REPUBLIKA.CO.ID, JAKARTA -- Perjalanan yang luar biasa ke luar angkasa telah jauh-jauh ada sebelum manusia modern berfikir untuk membuat pesawat ulang alik dan berangan-angan ingin menjadi astronot.
Perjalanan Rasulullah ke Sidratul Muntaha atau yang dikenal dalam Islam dengan peristiwa Isra’ Miraj sungguh suatu hal yang luar biasa dan menakjubkan. Sehingga, hingga kini peristiwa tersebut terus diperingati oleh sebahagian umat Islam dengan mengadakan wirid pengajian.
Menurut Guru Besar di Universitas Islam Bandung (Unisba), Prof KH Maman Abdurrahman peristiwa Isra miraj tersebut setidaknya mengandung tiga aspek yang menjadi hikmah dan pelajaran bagi umat Islam. Ketiganya itu adalah; nilai spiritual, nilai ritual, dan nilai sosial.
“Peristiwa Isra Miraj ini tidak gampang dipahami orang. Karena perjalanan Rasulullah merupakan perjalanan fisik dan jiwanya. Tidak seperti yang difahami sebahagian orang yang mengatakan perjalanan jiwanya saja. Kalau Cuma jiwanya saja, tidak mungkin dibicarakan sampai seheboh ini,” jelas Prof Maman kepada Republika, Jumat (7/6).
Sungguh tak bisa dibayangkan apabila perjalanan Isra Miraj yang Rasulullah jalankan merupakan hanya perjalanan ruhani alias hanya mimpi, karena jika hal itu yang terjadi maka perjalanan Isra’ Mi’raj tidak ada bedanya dengan wahyu-wahyu yang Rasulullah terima baik melalui bisikan Jibril maupun dari mimpi.
Sehingga peristiwa Isra Mi’raj tidak bisa dijadikan pembuktian keimanan kepada Allah dan Rasul-Nya. Sepulangnya Rasulullah dari perjalanan Isra’ dan Mi’raj-nya, beliau mengumumkan tentang apa yang telah dialaminya semalam kepada kaumnya.
Dan sebagaimana yang diceritakan oleh Rasulullah bahwa perjalanan Isra Mi’raj tersebut sebuah perjalanan yang dilakukannya dengan jiwa dan ruhnya, maka seketika itu banyak dari kaum Quraisy yang menentang dan mencemoohnya dengan sebutan ‘gila’.
Jadi, perjalanan Isra’ Miraj berkaitan langsung dengan keimanan seseorang. Ketika mendapatkan kabar yang diluar jangkauan logika, tentu hanya iman lah yang bisa mempercayainya.
Sedangkan aspek kedua adalah aspek ritual. Hal ini berkaitan dengan maksud dari Isra’ Miraj itu sendiri yaitu untuk menjemput perintah shalat.

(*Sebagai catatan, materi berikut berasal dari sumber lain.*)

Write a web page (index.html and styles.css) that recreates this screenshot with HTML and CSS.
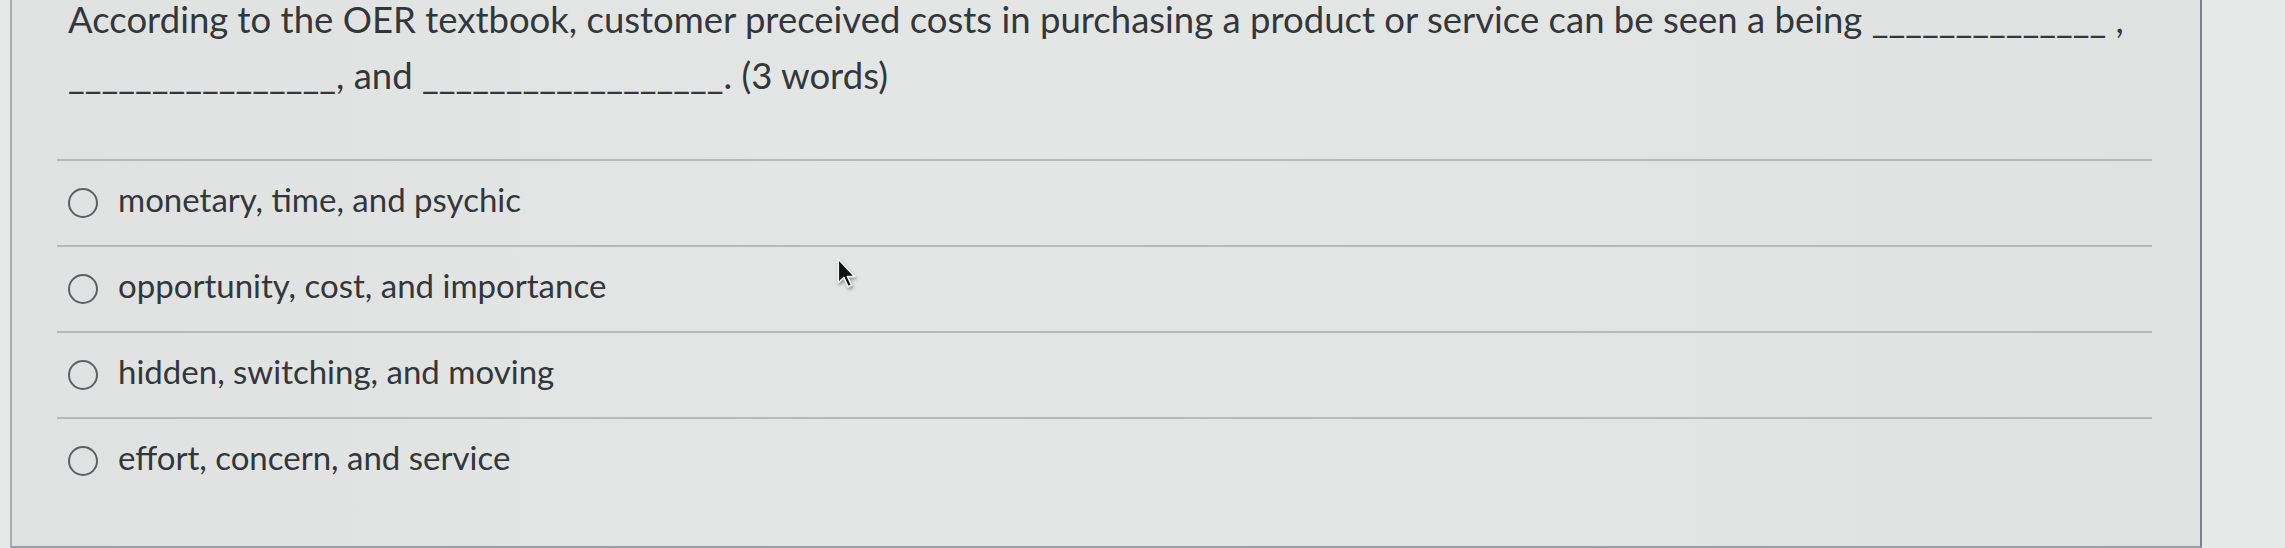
FILE: index.html
```html
<!DOCTYPE html>
<html lang="en">
<head>
<meta charset="utf-8">
<title>Quiz question</title>
<link rel="stylesheet" href="styles.css">
</head>
<body>
<div class="panel">
  <div class="question">According to the OER textbook, customer preceived costs in purchasing a product or service can be seen a being ______________ ,<br>________________, and __________________. (3 words)</div>
  <ul class="options">
    <li class="option"><span class="radio"></span><span class="label">monetary, time, and psychic</span></li>
    <li class="option"><span class="radio"></span><span class="label">opportunity, cost, and importance</span></li>
    <li class="option"><span class="radio"></span><span class="label">hidden, switching, and moving</span></li>
    <li class="option"><span class="radio"></span><span class="label">effort, concern, and service</span></li>
  </ul>
  <svg class="cursor" viewBox="0 0 20 32" width="21" height="33" aria-hidden="true">
    <path d="M2 1 L2 24 L7.5 19 L11.5 28 L15 26.5 L11 18 L18 18 Z" fill="#111" stroke="#f4f4f4" stroke-width="1.6" stroke-linejoin="round"/>
  </svg>
</div>
</body>
</html>
```
FILE: styles.css
```css
html, body {
  margin: 0;
  padding: 0;
}
body {
  background: #e7e9e9;
  font-family: Lato, "Open Sans", sans-serif;
  color: #33363a;
  height: 548px;
  overflow: hidden;
}
.panel {
  position: relative;
  display: flow-root;
  box-sizing: border-box;
  margin-left: 10px;
  width: 2192px;
  height: 548px;
  padding: 0 48px 0 45px;
  background: linear-gradient(90deg, #dfe2e1 0%, #e4e6e5 40%, #e3e5e4 70%, #e0e2e1 100%);
  border-left: 2px solid #a9acad;
  border-right: 2px solid #7d8187;
  border-bottom: 2px solid #9c9fa2;
}
.question {
  margin-top: -9px;
  padding-left: 11px;
  font-size: 36.5px;
  line-height: 56px;
  white-space: nowrap;
}
.options {
  list-style: none;
  margin: 56px 0 0;
  padding: 0;
}
.option {
  display: flex;
  align-items: center;
  box-sizing: border-box;
  height: 86px;
  padding-left: 11px;
  border-top: 2px solid #b6b9b9;
}
.radio {
  flex: none;
  box-sizing: border-box;
  width: 30px;
  height: 30px;
  border: 2.5px solid #5d6063;
  border-radius: 50%;
}
.label {
  margin-left: 20px;
  padding-bottom: 8px;
  font-size: 33px;
  line-height: 40px;
}
.cursor {
  position: absolute;
  left: 824px;
  top: 258px;
  filter: drop-shadow(1px 2px 1.5px rgba(0, 0, 0, 0.35));
}
```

“Coba kita bayangkan, pertama diwajibkannya shalat itu sebanyak 50 kali sehari semalam. Namun Rasulullah meminta dikurangi sampai sembilan kali. Sehingga yang tersisa Cuma lima kali saja. Itupun masih banyak umat Islam yang tidak melaksanakannya,” jelas pria kelahiran Ciamis, 7 Agustus 1948 ini.
“Shalat itu kan Cuma 4-5 menit saja ya. Tak seberapa banyaknya dengan waktu 24 jam yang diberikan Allah. Namun untuk memberikan waktu sebentar untuk shalat itupun orang-orang masih enggan,” tambahnya.
Menurut Maman, percuma saja umat Islam setiap tahun memperingati Isra Miraj sedangkan ia masih enggan mendirikan shalat. Sedemikian mulianya perintah shalat sampai harus dijemput ke langit. Namun perjalanan Rasulullah itu akan sia-sia belaka jika umat Beliau SAW tidak mau melaksanakannya.
Aspek ketiga dalam Isra Mi'raj tersebut adalah aspek sosial. Hal ini harus ada dalam setiap muslim yang tidak hanya memperhatikan hubungan vertikalnya dengan Allah, namun juga hubungan horizontalnya ke sesama masyarakat.
“Coba kita lihat sewaktu kita akan mengakhiri shalat dengan mengucapkan Assalamu’alaikum ke kiri dan ke kanan. Mengapa kita mengucapkan salam ke saudara disamping kiri dan disamping kanan kita? Tujuannya, setelah kita menunaikan ritual ibadah kita kepada Allah, kita juga memperhatikan orang-orang disegitar kita dengan menyambung silaturrahmi,” jelas Maman.
Demikianlah ciri khas seorang muslim. Seyogyanya tiga aspek ini senantiasa dan harus ada dalam diri seorang muslim hingga akhir hayatnya.